Des conflits constructifs offrent aux enfants un modèle positif de gestion des désaccords et favorisent leur stabilité émotionnelle.



Le rôle des formateurs parentaux : ouvrir des espaces, rendre les sujets visibles
Que signifie tout cela concrètement pour les professionnels de l’éducation parentale ?
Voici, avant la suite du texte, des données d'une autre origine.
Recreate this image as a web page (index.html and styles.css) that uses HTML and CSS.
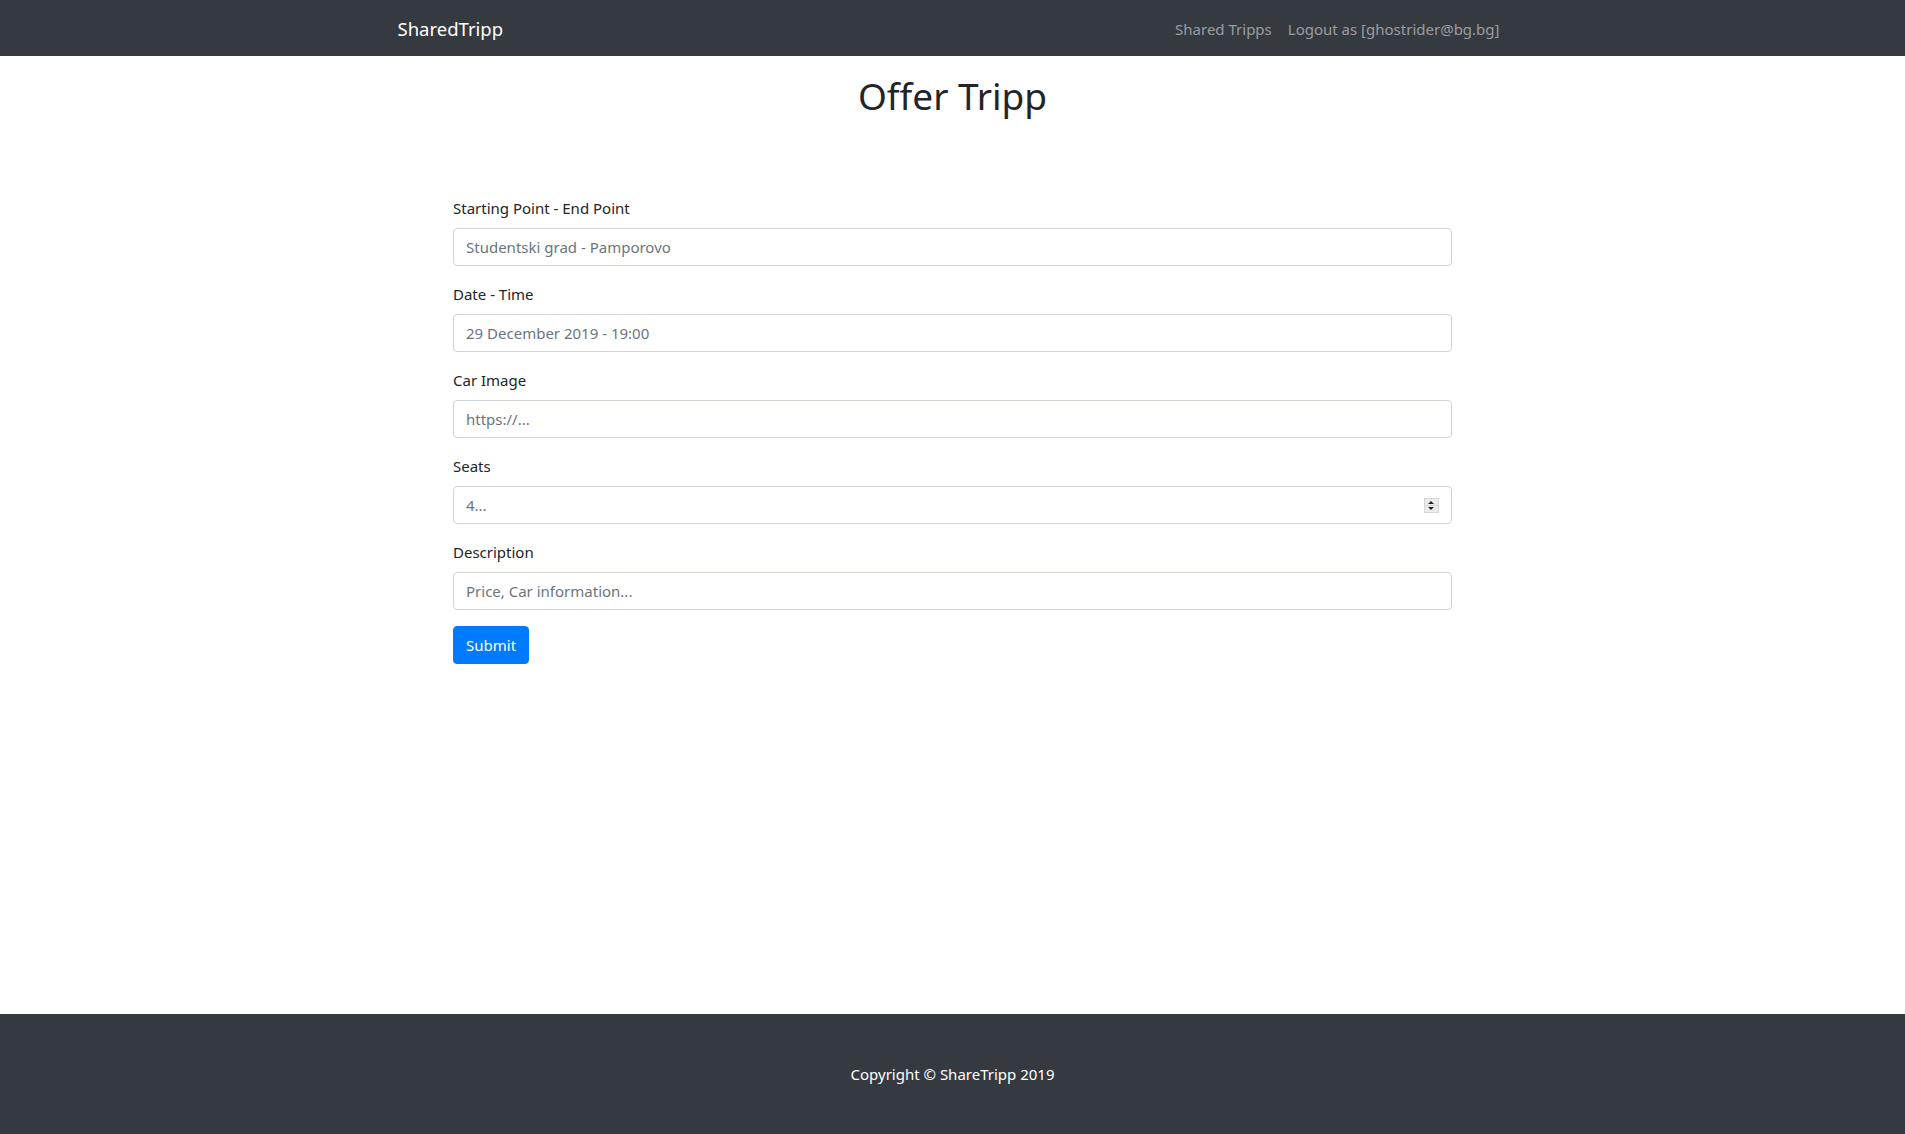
FILE: index.html
```html
<!DOCTYPE html>
<html lang="en">
<head>
<meta charset="utf-8">
<title>Offer Tripp</title>
<link rel="stylesheet" href="styles.css">
</head>
<body>
<nav class="navbar">
  <div class="container nav-inner">
    <a class="brand" href="#">SharedTripp</a>
    <div class="nav-links">
      <a class="nav-link" href="#">Shared Tripps</a>
      <a class="nav-link" href="#">Logout as [ghostrider@bg.bg]</a>
    </div>
  </div>
</nav>
<main class="main">
  <h1 class="title">Offer Tripp</h1>
  <form class="trip-form">
    <div class="form-group">
      <label class="form-label">Starting Point - End Point</label>
      <input class="form-control" type="text" placeholder="Studentski grad - Pamporovo">
    </div>
    <div class="form-group">
      <label class="form-label">Date - Time</label>
      <input class="form-control" type="text" placeholder="29 December 2019 - 19:00">
    </div>
    <div class="form-group">
      <label class="form-label">Car Image</label>
      <input class="form-control" type="text" placeholder="https://...">
    </div>
    <div class="form-group">
      <label class="form-label">Seats</label>
      <div class="number-wrap">
        <input class="form-control" type="text" placeholder="4...">
        <span class="spinner">
          <span class="spin-up"></span>
          <span class="spin-down"></span>
        </span>
      </div>
    </div>
    <div class="form-group">
      <label class="form-label">Description</label>
      <input class="form-control" type="text" placeholder="Price, Car information...">
    </div>
    <button class="btn-primary" type="button">Submit</button>
  </form>
</main>
<footer class="footer">
  <p class="copy">Copyright © ShareTripp 2019</p>
</footer>
</body>
</html>
```

FILE: styles.css
```css
* { box-sizing: border-box; }
html, body { margin: 0; padding: 0; }
body {
  font-family: "Noto Sans", "Open Sans", sans-serif;
  font-size: 15px;
  line-height: 24px;
  color: #212529;
  background: #fff;
  height: 100vh;
  display: flex;
  flex-direction: column;
}
.navbar {
  background: #343a40;
  height: 56px;
  flex: none;
}
.container {
  width: 1140px;
  margin: 0 auto;
  padding: 0 15px;
}
.nav-inner {
  height: 100%;
  padding-top: 2px;
  display: flex;
  align-items: center;
  justify-content: space-between;
}
.brand {
  color: #fff;
  font-size: 18.5px;
  text-decoration: none;
  line-height: 30px;
}
.nav-links { display: flex; }
.nav-link {
  color: rgba(255,255,255,.5);
  text-decoration: none;
  padding: 8px;
}
.main { flex: 1; }
.title {
  margin: 16px 0 0;
  font-size: 37px;
  font-weight: 400;
  line-height: 48px;
  text-align: center;
}
.trip-form {
  width: 999px;
  margin: 76px auto 0;
}
.form-group { margin-bottom: 16px; }
.form-label {
  display: block;
  margin-bottom: 8px;
  line-height: 24px;
}
.form-control {
  display: block;
  width: 100%;
  height: 38px;
  padding: 6px 12px;
  font: inherit;
  color: #495057;
  border: 1px solid #ced4da;
  border-radius: 4px;
  background: #fff;
}
.form-control::placeholder { color: #6c757d; opacity: 1; }
.number-wrap { position: relative; }
.spinner {
  position: absolute;
  right: 13px;
  top: 12px;
  width: 15px;
  height: 15px;
  display: flex;
  flex-direction: column;
  background: #ececec;
  border: 1px solid #d6d6d6;
}
.spin-up, .spin-down {
  flex: 1;
  position: relative;
}
.spin-up { border-bottom: 1px solid #d6d6d6; }
.spin-up::after, .spin-down::after {
  content: "";
  position: absolute;
  left: 3px;
  width: 0;
  height: 0;
  border-left: 3.5px solid transparent;
  border-right: 3.5px solid transparent;
}
.spin-up::after { top: 2px; border-bottom: 3px solid #222; }
.spin-down::after { top: 1px; border-top: 3px solid #222; }
.btn-primary {
  font: inherit;
  color: #fff;
  background: #007bff;
  border: 1px solid #007bff;
  border-radius: 4px;
  padding: 6px 12px;
  height: 38px;
  line-height: 24px;
}
.footer {
  background: #343a40;
  height: 120px;
  flex: none;
  display: flex;
  align-items: center;
  justify-content: center;
}
.copy {
  margin: 0;
  color: #fff;
}
```
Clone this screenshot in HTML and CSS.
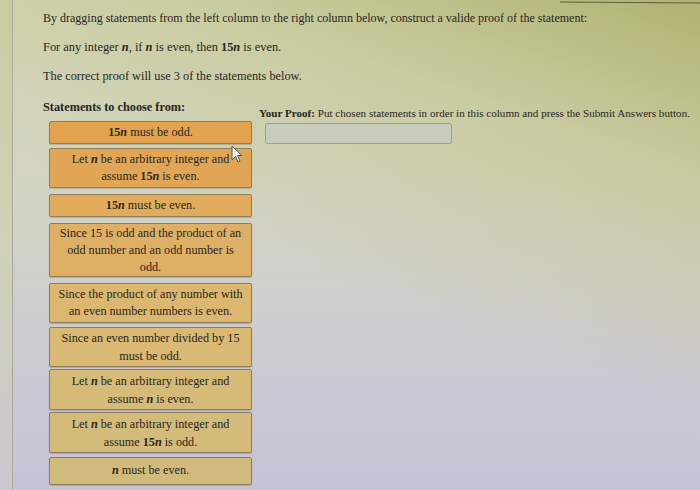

  1. Sensibilisation aux thèmes relationnels : même si les parents semblent poser des questions éducatives, il est utile d’inclure des aspects du couple. Car souvent, les conflits éducatifs trouvent leur origine dans la relation conjugale.
  2. Temps en couple comme prévention : les parents ont besoin d’encouragement pour prendre soin de leur relation. L’éducation parentale peut fournir des idées concrètes, des méthodes et des ressources.
  3. Déstigmatiser le stress : le stress ne doit pas être perçu comme un échec personnel. Il est normal que les familles soient sous pression – l’important est la façon de gérer cette pression.
  4. Offrir des modèles et des espaces de réflexion : dans une atmosphère sécurisante, les parents peuvent réfléchir à leurs schémas relationnels et adopter de nouvelles perspectives – sans approche thérapeutique, mais dans une logique de promotion de la santé et de prévention.

 

Conclusion
Un message ressort comme un fil conducteur de la conférence de Guy et Corinne Bodenmann : les enfants n’ont pas besoin de parents parfaits – mais de parents qui travaillent sur leur relation. Car les enfants apprennent par l’exemple. La manière de gérer les conflits, de nommer les émotions, de créer des liens ou de supporter la frustration – tout cela s’apprend au quotidien.

La qualité de la relation parentale est donc un facteur de protection central pour le développement de l’enfant – sur les plans émotionnel, social et scolaire. Cette conférence nous invite à penser l’éducation parentale de manière systémique et globale – comme un travail sur la relation, qui renforce, accompagne et ouvre des perspectives. Et puisque beaucoup de couples n’ont plus aujourd’hui de modèles de communication et de résolution de conflits efficaces, l’éducation parentale peut combler ce vide important.